- **DATA FOR PROCESSING**:
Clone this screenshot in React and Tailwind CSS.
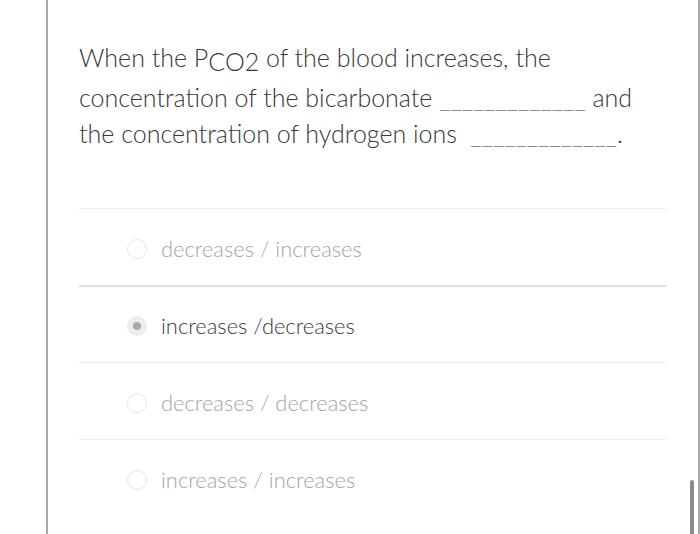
import React from "react";

const options = [
  { label: "decreases / increases", selected: false },
  { label: "increases /decreases", selected: true },
  { label: "decreases / decreases", selected: false },
  { label: "increases / increases", selected: false },
];

function Radio({ selected }) {
  if (selected) {
    return (
      <span className="flex h-[20px] w-[20px] shrink-0 items-center justify-center rounded-full bg-[#ececec]">
        <span className="h-[8px] w-[8px] rounded-full bg-[#a9a9a9]" />
      </span>
    );
  }
  return <span className="block h-[20px] w-[20px] shrink-0 rounded-full border-[1.5px] border-[#e6e6e6] bg-white" />;
}

export default function App() {
  return (
    <div className="relative h-[534px] w-[700px] overflow-hidden bg-white" style={{ fontFamily: "Lato, 'Open Sans', sans-serif" }}>
      <div className="ml-[46px] h-full border-l-2 border-r-2 border-[#a8a8a8] pl-[31px] pr-[32px] pt-[39px]">
        <p className="whitespace-nowrap text-[25px] font-light leading-[36px] text-[#383838]">
          When the P<span className="align-[-4px]">CO2</span> of the blood increases, the
          <br />
          concentration of the bicarbonate <span className="text-[#8f8f8f]">_____________</span> and
          <br />
          the concentration of hydrogen ions{"\u00a0 "}
          <span className="text-[#8f8f8f]">_____________</span>.
        </p>
        <div className="mt-[57px]">
          {options.map((o, i) => (
            <div
              key={i}
              className={
                "flex h-[77px] items-center pl-[48px] " +
                (i === 1 ? "border-t-2 border-[#dedede]" : "border-t border-[#ededed]")
              }
            >
              <div className="mt-[3px] flex items-center gap-[14px]">
                <Radio selected={o.selected} />
                <span className={"text-[21.9px] font-light leading-[24px] " + (o.selected ? "text-[#383838]" : "text-[#a3a3a3]")}>{o.label}</span>
              </div>
            </div>
          ))}
        </div>
      </div>
      <div className="absolute left-[690px] top-[480px] h-[60px] w-[4px] rounded-t-full bg-[#8a8a8a]" />
    </div>
  );
}
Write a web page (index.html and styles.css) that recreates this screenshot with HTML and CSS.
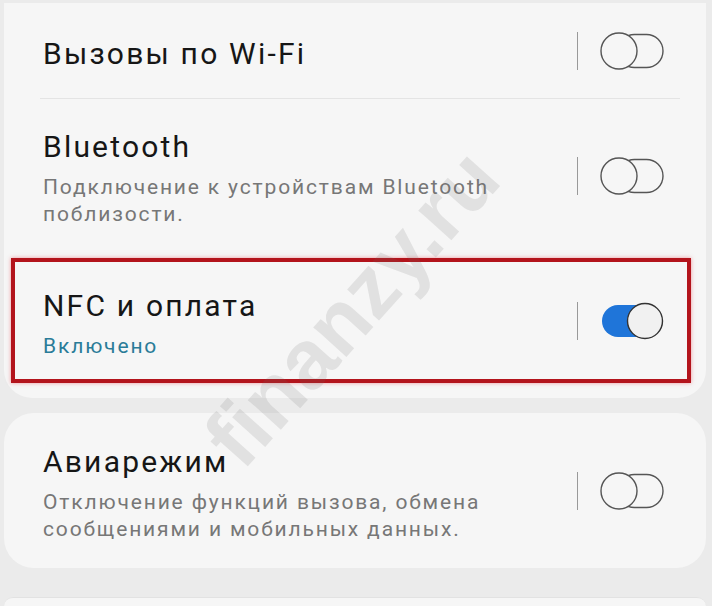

- **EXERCISE AIM**:
Except for the pictures, give all the material above again verbatim.

- **EXPECTED ANSWER**:
Clone this screenshot in React and Tailwind CSS.
import React from "react";

const options = [
  { label: "decreases / increases", selected: false },
  { label: "increases /decreases", selected: true },
  { label: "decreases / decreases", selected: false },
  { label: "increases / increases", selected: false },
];

function Radio({ selected }) {
  if (selected) {
    return (
      <span className="flex h-[20px] w-[20px] shrink-0 items-center justify-center rounded-full bg-[#ececec]">
        <span className="h-[8px] w-[8px] rounded-full bg-[#a9a9a9]" />
      </span>
    );
  }
  return <span className="block h-[20px] w-[20px] shrink-0 rounded-full border-[1.5px] border-[#e6e6e6] bg-white" />;
}

export default function App() {
  return (
    <div className="relative h-[534px] w-[700px] overflow-hidden bg-white" style={{ fontFamily: "Lato, 'Open Sans', sans-serif" }}>
      <div className="ml-[46px] h-full border-l-2 border-r-2 border-[#a8a8a8] pl-[31px] pr-[32px] pt-[39px]">
        <p className="whitespace-nowrap text-[25px] font-light leading-[36px] text-[#383838]">
          When the P<span className="align-[-4px]">CO2</span> of the blood increases, the
          <br />
          concentration of the bicarbonate <span className="text-[#8f8f8f]">_____________</span> and
          <br />
          the concentration of hydrogen ions{"\u00a0 "}
          <span className="text-[#8f8f8f]">_____________</span>.
        </p>
        <div className="mt-[57px]">
          {options.map((o, i) => (
            <div
              key={i}
              className={
                "flex h-[77px] items-center pl-[48px] " +
                (i === 1 ? "border-t-2 border-[#dedede]" : "border-t border-[#ededed]")
              }
            >
              <div className="mt-[3px] flex items-center gap-[14px]">
                <Radio selected={o.selected} />
                <span className={"text-[21.9px] font-light leading-[24px] " + (o.selected ? "text-[#383838]" : "text-[#a3a3a3]")}>{o.label}</span>
              </div>
            </div>
          ))}
        </div>
      </div>
      <div className="absolute left-[690px] top-[480px] h-[60px] w-[4px] rounded-t-full bg-[#8a8a8a]" />
    </div>
  );
}
Write a web page (index.html and styles.css) that recreates this screenshot with HTML and CSS.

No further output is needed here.